## Extracted data

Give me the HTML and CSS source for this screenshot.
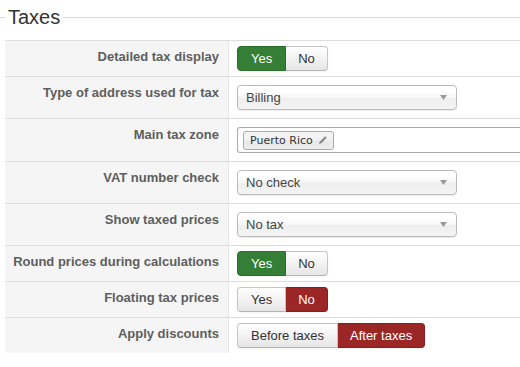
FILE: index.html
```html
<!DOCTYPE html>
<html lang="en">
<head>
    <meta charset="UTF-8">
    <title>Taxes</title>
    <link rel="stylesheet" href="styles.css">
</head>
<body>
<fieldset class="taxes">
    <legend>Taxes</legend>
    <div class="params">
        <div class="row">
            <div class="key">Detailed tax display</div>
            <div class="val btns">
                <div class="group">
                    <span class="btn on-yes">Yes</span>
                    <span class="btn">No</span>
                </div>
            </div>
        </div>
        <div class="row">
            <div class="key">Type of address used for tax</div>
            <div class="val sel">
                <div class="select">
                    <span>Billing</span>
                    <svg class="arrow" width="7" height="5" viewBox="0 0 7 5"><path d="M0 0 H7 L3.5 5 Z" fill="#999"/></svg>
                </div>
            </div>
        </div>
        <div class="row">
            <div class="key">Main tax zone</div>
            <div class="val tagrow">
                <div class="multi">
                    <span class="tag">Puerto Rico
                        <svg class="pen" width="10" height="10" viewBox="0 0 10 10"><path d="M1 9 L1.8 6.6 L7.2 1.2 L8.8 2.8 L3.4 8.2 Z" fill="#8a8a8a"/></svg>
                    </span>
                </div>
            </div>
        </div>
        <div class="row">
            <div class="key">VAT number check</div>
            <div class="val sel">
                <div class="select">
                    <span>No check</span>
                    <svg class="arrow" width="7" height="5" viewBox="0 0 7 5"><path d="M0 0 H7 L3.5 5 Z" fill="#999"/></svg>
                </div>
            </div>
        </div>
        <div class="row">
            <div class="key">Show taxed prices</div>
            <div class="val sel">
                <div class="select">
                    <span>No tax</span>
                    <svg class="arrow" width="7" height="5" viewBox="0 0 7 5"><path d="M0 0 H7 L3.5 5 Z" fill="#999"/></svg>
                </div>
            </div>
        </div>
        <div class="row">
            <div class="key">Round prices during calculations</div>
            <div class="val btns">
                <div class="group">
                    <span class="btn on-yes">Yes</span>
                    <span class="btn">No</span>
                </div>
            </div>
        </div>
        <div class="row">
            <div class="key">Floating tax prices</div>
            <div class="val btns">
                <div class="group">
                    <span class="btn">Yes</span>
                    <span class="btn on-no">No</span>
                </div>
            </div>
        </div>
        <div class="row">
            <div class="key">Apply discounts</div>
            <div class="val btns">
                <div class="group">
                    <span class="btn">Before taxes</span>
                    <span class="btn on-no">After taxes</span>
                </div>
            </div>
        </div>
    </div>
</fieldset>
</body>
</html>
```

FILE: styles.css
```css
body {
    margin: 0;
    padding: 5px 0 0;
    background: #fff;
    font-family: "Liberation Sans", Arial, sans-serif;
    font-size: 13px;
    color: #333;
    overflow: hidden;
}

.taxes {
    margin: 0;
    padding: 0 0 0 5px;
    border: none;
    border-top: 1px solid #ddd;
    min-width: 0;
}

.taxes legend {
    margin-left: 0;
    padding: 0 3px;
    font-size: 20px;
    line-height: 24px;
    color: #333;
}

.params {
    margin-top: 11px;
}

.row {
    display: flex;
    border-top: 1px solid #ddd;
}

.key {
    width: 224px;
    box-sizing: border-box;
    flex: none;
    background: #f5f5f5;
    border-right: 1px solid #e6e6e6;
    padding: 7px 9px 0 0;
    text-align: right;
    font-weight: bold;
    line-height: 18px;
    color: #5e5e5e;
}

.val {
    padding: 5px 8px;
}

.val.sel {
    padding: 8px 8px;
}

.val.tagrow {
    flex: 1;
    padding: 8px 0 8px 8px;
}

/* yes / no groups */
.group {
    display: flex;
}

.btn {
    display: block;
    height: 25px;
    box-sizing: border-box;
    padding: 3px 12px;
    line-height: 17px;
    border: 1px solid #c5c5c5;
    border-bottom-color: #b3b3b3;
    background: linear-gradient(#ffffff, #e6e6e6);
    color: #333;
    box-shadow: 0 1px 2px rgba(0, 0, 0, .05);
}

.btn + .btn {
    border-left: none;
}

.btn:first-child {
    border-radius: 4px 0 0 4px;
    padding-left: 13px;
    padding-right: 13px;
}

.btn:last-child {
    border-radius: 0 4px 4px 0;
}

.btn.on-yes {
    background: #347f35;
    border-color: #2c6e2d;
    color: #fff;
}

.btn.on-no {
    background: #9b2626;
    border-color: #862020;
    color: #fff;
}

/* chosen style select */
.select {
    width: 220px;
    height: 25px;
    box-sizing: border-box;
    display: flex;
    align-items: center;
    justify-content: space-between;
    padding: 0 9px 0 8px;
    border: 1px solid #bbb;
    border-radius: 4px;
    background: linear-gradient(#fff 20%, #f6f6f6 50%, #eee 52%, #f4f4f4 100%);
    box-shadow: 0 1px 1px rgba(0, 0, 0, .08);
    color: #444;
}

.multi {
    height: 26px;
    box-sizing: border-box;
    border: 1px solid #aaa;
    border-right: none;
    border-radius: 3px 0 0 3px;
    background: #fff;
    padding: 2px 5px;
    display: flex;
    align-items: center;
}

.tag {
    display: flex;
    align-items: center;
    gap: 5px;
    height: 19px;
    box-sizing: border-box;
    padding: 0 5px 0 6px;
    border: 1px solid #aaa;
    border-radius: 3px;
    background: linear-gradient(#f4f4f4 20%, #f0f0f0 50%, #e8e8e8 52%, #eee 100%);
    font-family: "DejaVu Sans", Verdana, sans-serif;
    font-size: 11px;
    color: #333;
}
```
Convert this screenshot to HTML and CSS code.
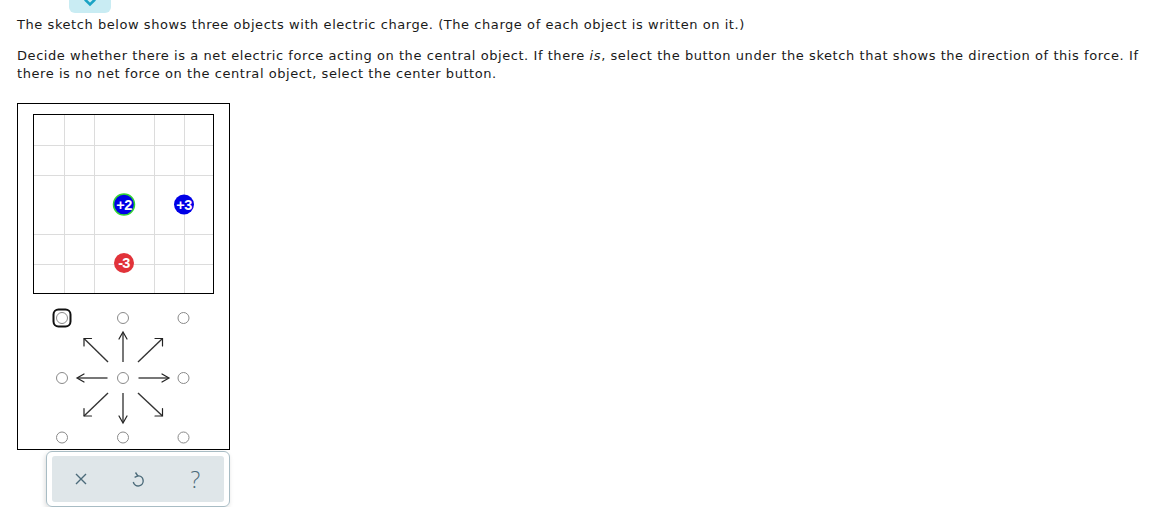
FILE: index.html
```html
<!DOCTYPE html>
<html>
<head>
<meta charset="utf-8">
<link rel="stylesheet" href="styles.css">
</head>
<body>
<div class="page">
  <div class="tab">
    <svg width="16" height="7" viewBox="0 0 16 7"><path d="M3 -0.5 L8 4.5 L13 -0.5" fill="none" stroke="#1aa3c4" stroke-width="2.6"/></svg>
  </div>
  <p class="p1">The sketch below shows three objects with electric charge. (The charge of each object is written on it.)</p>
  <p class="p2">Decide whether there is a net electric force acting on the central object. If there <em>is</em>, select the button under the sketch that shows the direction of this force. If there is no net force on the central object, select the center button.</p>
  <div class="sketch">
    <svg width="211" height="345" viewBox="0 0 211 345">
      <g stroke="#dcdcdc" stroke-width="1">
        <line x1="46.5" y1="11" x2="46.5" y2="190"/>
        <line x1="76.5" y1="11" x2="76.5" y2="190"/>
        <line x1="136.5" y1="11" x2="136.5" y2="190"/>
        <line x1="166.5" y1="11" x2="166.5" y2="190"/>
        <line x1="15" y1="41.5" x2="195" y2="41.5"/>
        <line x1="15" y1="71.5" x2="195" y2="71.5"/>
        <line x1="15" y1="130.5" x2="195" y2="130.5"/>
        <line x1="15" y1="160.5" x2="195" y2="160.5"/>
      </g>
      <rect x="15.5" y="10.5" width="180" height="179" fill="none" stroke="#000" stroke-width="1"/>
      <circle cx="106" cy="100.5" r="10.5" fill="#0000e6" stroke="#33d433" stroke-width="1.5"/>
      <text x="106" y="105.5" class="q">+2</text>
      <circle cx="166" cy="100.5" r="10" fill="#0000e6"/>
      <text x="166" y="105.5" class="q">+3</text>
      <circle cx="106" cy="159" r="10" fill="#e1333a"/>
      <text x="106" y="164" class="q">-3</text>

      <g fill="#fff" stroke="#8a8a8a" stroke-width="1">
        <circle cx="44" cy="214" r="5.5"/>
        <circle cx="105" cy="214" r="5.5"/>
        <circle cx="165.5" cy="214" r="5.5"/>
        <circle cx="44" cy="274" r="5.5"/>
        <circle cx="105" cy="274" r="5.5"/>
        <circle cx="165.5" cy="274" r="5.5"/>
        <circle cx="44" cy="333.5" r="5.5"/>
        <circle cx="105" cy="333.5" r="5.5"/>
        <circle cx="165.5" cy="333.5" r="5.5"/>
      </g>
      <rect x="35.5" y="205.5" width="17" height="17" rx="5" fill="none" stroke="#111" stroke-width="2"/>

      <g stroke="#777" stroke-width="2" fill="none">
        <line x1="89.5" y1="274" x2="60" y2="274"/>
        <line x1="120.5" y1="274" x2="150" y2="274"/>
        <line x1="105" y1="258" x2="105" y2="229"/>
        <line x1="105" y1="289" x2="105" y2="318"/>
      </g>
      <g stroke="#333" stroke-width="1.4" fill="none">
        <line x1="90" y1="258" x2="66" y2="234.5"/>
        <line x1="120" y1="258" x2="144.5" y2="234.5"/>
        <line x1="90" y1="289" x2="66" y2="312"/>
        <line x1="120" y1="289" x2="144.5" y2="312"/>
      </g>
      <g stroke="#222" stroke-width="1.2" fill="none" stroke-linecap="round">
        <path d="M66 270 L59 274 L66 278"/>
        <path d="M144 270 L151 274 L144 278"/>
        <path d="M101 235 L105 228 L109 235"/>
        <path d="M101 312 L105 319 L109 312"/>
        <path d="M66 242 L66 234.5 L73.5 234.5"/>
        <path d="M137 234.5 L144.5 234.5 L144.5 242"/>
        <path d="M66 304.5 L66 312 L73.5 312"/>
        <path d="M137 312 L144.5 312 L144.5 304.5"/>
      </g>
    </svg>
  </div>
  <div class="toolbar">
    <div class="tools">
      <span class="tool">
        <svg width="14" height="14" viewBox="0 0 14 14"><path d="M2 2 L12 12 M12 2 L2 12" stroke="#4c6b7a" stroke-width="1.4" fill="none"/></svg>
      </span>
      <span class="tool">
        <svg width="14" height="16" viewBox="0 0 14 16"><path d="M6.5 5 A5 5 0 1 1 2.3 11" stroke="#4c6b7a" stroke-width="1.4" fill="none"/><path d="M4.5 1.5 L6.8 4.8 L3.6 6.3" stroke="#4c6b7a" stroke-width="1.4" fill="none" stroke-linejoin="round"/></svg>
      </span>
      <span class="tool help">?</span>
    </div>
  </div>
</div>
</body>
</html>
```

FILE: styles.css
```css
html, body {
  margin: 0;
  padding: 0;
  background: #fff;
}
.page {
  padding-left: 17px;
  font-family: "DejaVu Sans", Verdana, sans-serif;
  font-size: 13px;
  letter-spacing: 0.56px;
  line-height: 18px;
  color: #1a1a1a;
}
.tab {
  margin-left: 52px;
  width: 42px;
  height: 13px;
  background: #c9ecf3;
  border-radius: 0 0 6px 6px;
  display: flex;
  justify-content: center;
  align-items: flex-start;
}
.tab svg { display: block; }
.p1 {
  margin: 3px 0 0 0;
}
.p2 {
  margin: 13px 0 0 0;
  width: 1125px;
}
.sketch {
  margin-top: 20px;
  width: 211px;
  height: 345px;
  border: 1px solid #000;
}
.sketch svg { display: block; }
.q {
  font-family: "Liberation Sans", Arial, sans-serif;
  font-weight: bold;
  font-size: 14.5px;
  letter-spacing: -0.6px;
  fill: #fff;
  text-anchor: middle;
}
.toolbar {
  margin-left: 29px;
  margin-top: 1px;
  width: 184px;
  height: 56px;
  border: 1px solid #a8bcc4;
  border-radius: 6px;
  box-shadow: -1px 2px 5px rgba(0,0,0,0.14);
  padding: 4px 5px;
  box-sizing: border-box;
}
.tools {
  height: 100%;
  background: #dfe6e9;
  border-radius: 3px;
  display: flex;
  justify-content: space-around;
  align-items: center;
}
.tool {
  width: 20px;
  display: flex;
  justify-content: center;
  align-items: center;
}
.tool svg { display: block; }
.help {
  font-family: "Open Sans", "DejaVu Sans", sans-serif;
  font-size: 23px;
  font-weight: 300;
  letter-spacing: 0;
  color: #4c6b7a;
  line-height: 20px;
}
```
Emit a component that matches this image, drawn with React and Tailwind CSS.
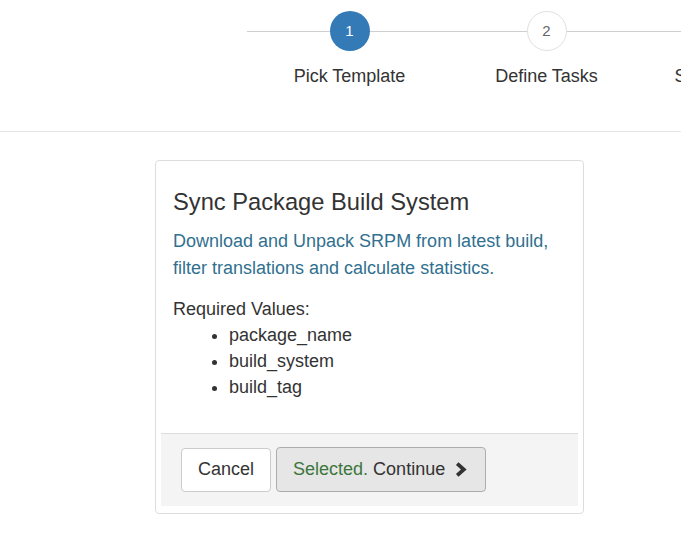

## Task directions
Identify every line above with the string "screenshot" in it. Copy those lines.

## Answer to this problem
Give me the HTML and CSS source for this screenshot.
Convert this screenshot to HTML and CSS code.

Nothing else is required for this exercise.